_Challenge_
Retype all of the listing exactly, passing over any picture you find.

_Source excerpt_
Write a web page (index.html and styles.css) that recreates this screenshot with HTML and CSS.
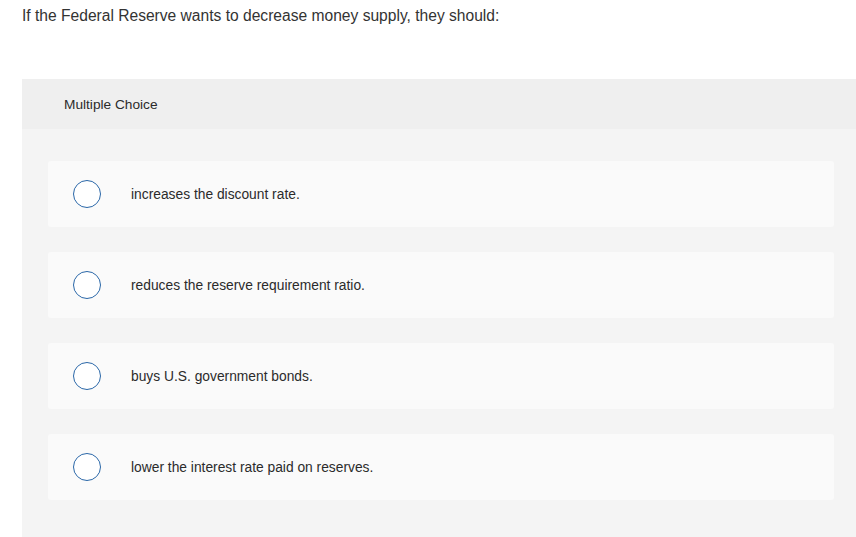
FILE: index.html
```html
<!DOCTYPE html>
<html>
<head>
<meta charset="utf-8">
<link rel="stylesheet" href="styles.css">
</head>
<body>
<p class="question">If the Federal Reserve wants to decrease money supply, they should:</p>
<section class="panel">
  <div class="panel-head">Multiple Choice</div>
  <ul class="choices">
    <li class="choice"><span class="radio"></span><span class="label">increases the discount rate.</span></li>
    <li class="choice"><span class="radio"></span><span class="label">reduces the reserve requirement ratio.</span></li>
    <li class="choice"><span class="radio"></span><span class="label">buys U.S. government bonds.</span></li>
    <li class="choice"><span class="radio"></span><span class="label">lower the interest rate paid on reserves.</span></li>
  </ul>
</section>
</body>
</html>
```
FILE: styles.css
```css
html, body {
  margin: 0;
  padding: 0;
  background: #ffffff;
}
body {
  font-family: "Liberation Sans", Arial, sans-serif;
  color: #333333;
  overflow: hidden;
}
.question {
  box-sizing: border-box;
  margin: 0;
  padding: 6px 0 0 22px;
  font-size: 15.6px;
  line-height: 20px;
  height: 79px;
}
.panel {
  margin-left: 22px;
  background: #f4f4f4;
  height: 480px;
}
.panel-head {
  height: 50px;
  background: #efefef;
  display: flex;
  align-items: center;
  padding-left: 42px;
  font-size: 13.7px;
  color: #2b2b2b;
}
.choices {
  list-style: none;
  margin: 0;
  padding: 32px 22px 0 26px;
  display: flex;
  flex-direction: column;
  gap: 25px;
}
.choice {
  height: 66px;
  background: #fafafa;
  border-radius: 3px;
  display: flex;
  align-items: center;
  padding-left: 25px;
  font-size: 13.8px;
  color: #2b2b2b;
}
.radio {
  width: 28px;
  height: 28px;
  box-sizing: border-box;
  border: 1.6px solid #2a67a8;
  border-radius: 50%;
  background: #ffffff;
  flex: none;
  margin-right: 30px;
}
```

_The reply_
Write a web page (index.html and styles.css) that recreates this screenshot with HTML and CSS.
FILE: index.html
```html
<!DOCTYPE html>
<html>
<head>
<meta charset="utf-8">
<link rel="stylesheet" href="styles.css">
</head>
<body>
<p class="question">If the Federal Reserve wants to decrease money supply, they should:</p>
<section class="panel">
  <div class="panel-head">Multiple Choice</div>
  <ul class="choices">
    <li class="choice"><span class="radio"></span><span class="label">increases the discount rate.</span></li>
    <li class="choice"><span class="radio"></span><span class="label">reduces the reserve requirement ratio.</span></li>
    <li class="choice"><span class="radio"></span><span class="label">buys U.S. government bonds.</span></li>
    <li class="choice"><span class="radio"></span><span class="label">lower the interest rate paid on reserves.</span></li>
  </ul>
</section>
</body>
</html>
```
FILE: styles.css
```css
html, body {
  margin: 0;
  padding: 0;
  background: #ffffff;
}
body {
  font-family: "Liberation Sans", Arial, sans-serif;
  color: #333333;
  overflow: hidden;
}
.question {
  box-sizing: border-box;
  margin: 0;
  padding: 6px 0 0 22px;
  font-size: 15.6px;
  line-height: 20px;
  height: 79px;
}
.panel {
  margin-left: 22px;
  background: #f4f4f4;
  height: 480px;
}
.panel-head {
  height: 50px;
  background: #efefef;
  display: flex;
  align-items: center;
  padding-left: 42px;
  font-size: 13.7px;
  color: #2b2b2b;
}
.choices {
  list-style: none;
  margin: 0;
  padding: 32px 22px 0 26px;
  display: flex;
  flex-direction: column;
  gap: 25px;
}
.choice {
  height: 66px;
  background: #fafafa;
  border-radius: 3px;
  display: flex;
  align-items: center;
  padding-left: 25px;
  font-size: 13.8px;
  color: #2b2b2b;
}
.radio {
  width: 28px;
  height: 28px;
  box-sizing: border-box;
  border: 1.6px solid #2a67a8;
  border-radius: 50%;
  background: #ffffff;
  flex: none;
  margin-right: 30px;
}
```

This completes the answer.